I’m not a creature of habit, but I try to be. Every night, I try to do the same thing, to make it easier to get to sleep. The Daily Show and The Colbert Report are part of that. I watch them both, which begins the “go to bed” launch sequence. Obviously, this throws me off when there are reruns, but for the most part it works.

So last night I was watching TDS. The guest was Bill O’Reilly, who was hawking some book about the Lincoln assassination that a ghostwriter whipped up for him. Stewart called him out on his ridiculous “Obama’s making it too expensive to be rich” argument and O’Reilly went straight to government spending. What about the $16 dollar muffin?

Stewart admitted that he hadn’t heard about this $16 muffin thing, which isn’t extremely surprising; it was one of those rightwing blogosphere “scandals” with the shelf-life of an unrefrigerated popsicle. Stewart probably missed it because he blinked.

Basically, the story worked like this; an audit from the Inspector General for the Department of Justice found that the Capitol Hilton in Washington overcharged a 2099 Justice Department Legal Training Conference — which O’Reilly described as “a bunch of conferences for pinheads” — for refreshments. The hotel was apparently given a budget and it exceeded it by the slimmest of amounts.

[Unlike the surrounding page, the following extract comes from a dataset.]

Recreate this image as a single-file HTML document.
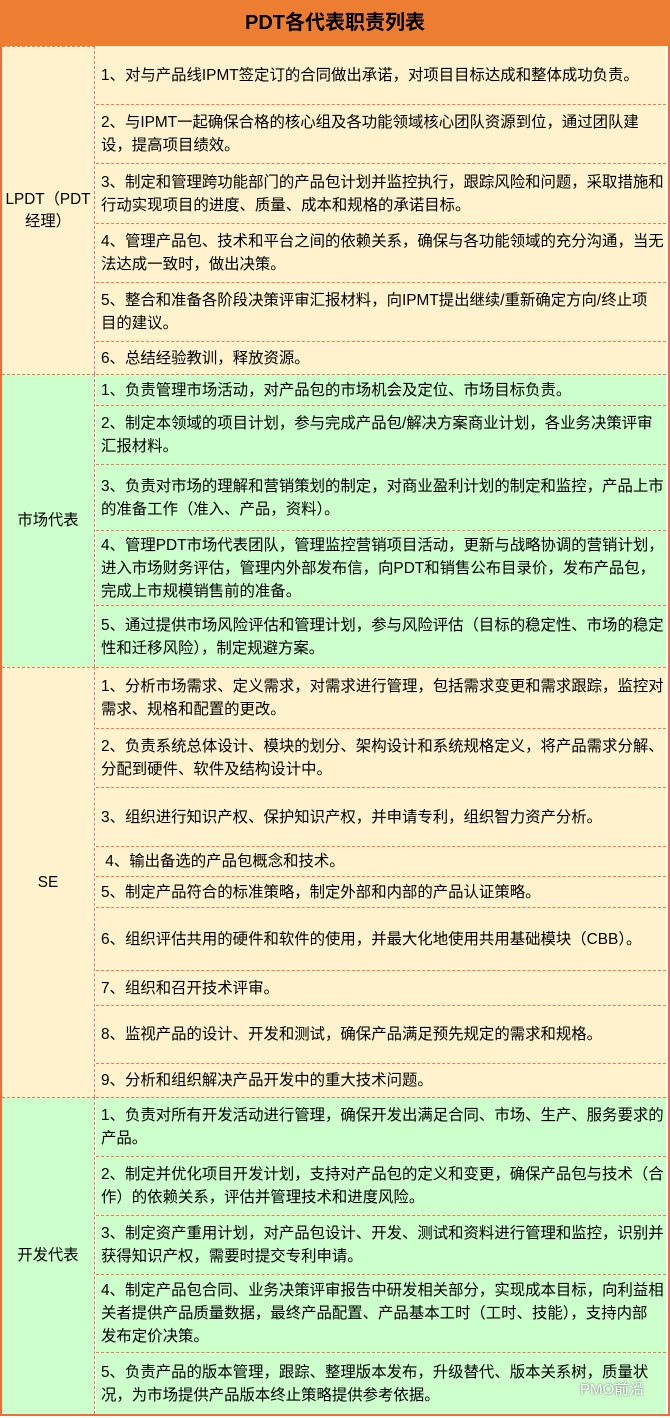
<!DOCTYPE html>
<html><head><meta charset="utf-8"><style>
body{margin:0;width:670px;height:1418px;overflow:hidden;background:#fff;font-family:"Liberation Sans","Microsoft YaHei","Noto Sans CJK SC",sans-serif;color:#000}
#w{position:absolute;left:0;top:0;width:666px;height:1414px;border:2px solid #F26B3A;border-top:none}
.h{position:absolute;left:0;top:0;width:670px;height:46px;background:#ED7D31;font-weight:bold;font-size:20px;text-align:center;line-height:46px}
.c{position:absolute;left:2px;width:93px;border-right:1px dashed #F4784B;display:flex;align-items:center;justify-content:center;text-align:center;font-size:15.3px;line-height:22px;border-top:1px dashed #F4784B;box-sizing:border-box}
.r{position:absolute;left:96px;width:570px;border-top:1px dashed #F4784B;box-sizing:border-box;display:flex;align-items:center;padding-left:5px;font-size:15.4px;line-height:23px;white-space:nowrap}
.y{background:#FFF2CC}.g{background:#CCFFCC}
</style></head><body>
<div id="w"></div>
<div class="h">PDT各代表职责列表</div>

<div class="c y" style="top:46px;height:328px">LPDT（PDT<br>经理）</div>
<div class="r y" style="top:46px;height:58px;border-top:none">1、对与产品线IPMT签定订的合同做出承诺，对项目目标达成和整体成功负责。</div>
<div class="r y" style="top:104px;height:59px">2、与IPMT一起确保合格的核心组及各功能领域核心团队资源到位，通过团队建<br>设，提高项目绩效。</div>
<div class="r y" style="top:163px;height:60px">3、制定和管理跨功能部门的产品包计划并监控执行，跟踪风险和问题，采取措施和<br>行动实现项目的进度、质量、成本和规格的承诺目标。</div>
<div class="r y" style="top:223px;height:59px">4、管理产品包、技术和平台之间的依赖关系，确保与各功能领域的充分沟通，当无<br>法达成一致时，做出决策。</div>
<div class="r y" style="top:282px;height:59px">5、整合和准备各阶段决策评审汇报材料，向IPMT提出继续/重新确定方向/终止项<br>目的建议。</div>
<div class="r y" style="top:341px;height:33px">6、总结经验教训，释放资源。</div>

<div class="c g" style="top:374px;height:293px">市场代表</div>
<div class="r g" style="top:374px;height:31px">1、负责管理市场活动，对产品包的市场机会及定位、市场目标负责。</div>
<div class="r g" style="top:405px;height:59px">2、制定本领域的项目计划，参与完成产品包/解决方案商业计划，各业务决策评审<br>汇报材料。</div>
<div class="r g" style="top:464px;height:66px">3、负责对市场的理解和营销策划的制定，对商业盈利计划的制定和监控，产品上市<br>的准备工作（准入、产品，资料）。</div>
<div class="r g" style="top:530px;height:75px">4、管理PDT市场代表团队，管理监控营销项目活动，更新与战略协调的营销计划，<br>进入市场财务评估，管理内外部发布信，向PDT和销售公布目录价，发布产品包，<br>完成上市规模销售前的准备。</div>
<div class="r g" style="top:605px;height:62px">5、通过提供市场风险评估和管理计划，参与风险评估（目标的稳定性、市场的稳定<br>性和迁移风险），制定规避方案。</div>

<div class="c y" style="top:667px;height:430px">SE</div>
<div class="r y" style="top:667px;height:61px">1、分析市场需求、定义需求，对需求进行管理，包括需求变更和需求跟踪，监控对<br>需求、规格和配置的更改。</div>
<div class="r y" style="top:728px;height:59px">2、负责系统总体设计、模块的划分、架构设计和系统规格定义，将产品需求分解、<br>分配到硬件、软件及结构设计中。</div>
<div class="r y" style="top:787px;height:59px">3、组织进行知识产权、保护知识产权，并申请专利，组织智力资产分析。</div>
<div class="r y" style="top:846px;height:30px">&nbsp;4、输出备选的产品包概念和技术。</div>
<div class="r y" style="top:876px;height:31px">5、制定产品符合的标准策略，制定外部和内部的产品认证策略。</div>
<div class="r y" style="top:907px;height:63px">6、组织评估共用的硬件和软件的使用，并最大化地使用共用基础模块（CBB）。</div>
<div class="r y" style="top:970px;height:35px">7、组织和召开技术评审。</div>
<div class="r y" style="top:1005px;height:58px">8、监视产品的设计、开发和测试，确保产品满足预先规定的需求和规格。</div>
<div class="r y" style="top:1063px;height:34px">9、分析和组织解决产品开发中的重大技术问题。</div>

<div class="c g" style="top:1097px;height:317px">开发代表</div>
<div class="r g" style="top:1097px;height:59px">1、负责对所有开发活动进行管理，确保开发出满足合同、市场、生产、服务要求的<br>产品。</div>
<div class="r g" style="top:1156px;height:59px">2、制定并优化项目开发计划，支持对产品包的定义和变更，确保产品包与技术（合<br>作）的依赖关系，评估并管理技术和进度风险。</div>
<div class="r g" style="top:1215px;height:59px">3、制定资产重用计划，对产品包设计、开发、测试和资料进行管理和监控，识别并<br>获得知识产权，需要时提交专利申请。</div>
<div class="r g" style="top:1274px;height:78px">4、制定产品包合同、业务决策评审报告中研发相关部分，实现成本目标，向利益相<br>关者提供产品质量数据，最终产品配置、产品基本工时（工时、技能），支持内部<br>发布定价决策。</div>
<div class="r g" style="top:1352px;height:62px">5、负责产品的版本管理，跟踪、整理版本发布，升级替代、版本关系树，质量状<br>况，为市场提供产品版本终止策略提供参考依据。</div>
<div style="position:absolute;left:580px;top:1378px;font-size:15px;color:#fff;text-shadow:0 0 2px #555">PMO前沿</div>
</body></html>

The “$16 muffin” came from a poorly itemized invoice and some quick, back-of-the-envelope accounting — i.e., a bunch of other stuff was listed in a column marked “muffins.” “So did DOJ really pay $16 for muffins?” Kevin Drum wrote at the time. “Of course not. In fact, it’s obvious that someone quite carefully calculated the amount they were allowed to spend and then gave the hotel a budget. The hotel agreed, but for some reason decided to divide up the charges into just a few categories instead of writing a detailed invoice for every single piece of food they provided.”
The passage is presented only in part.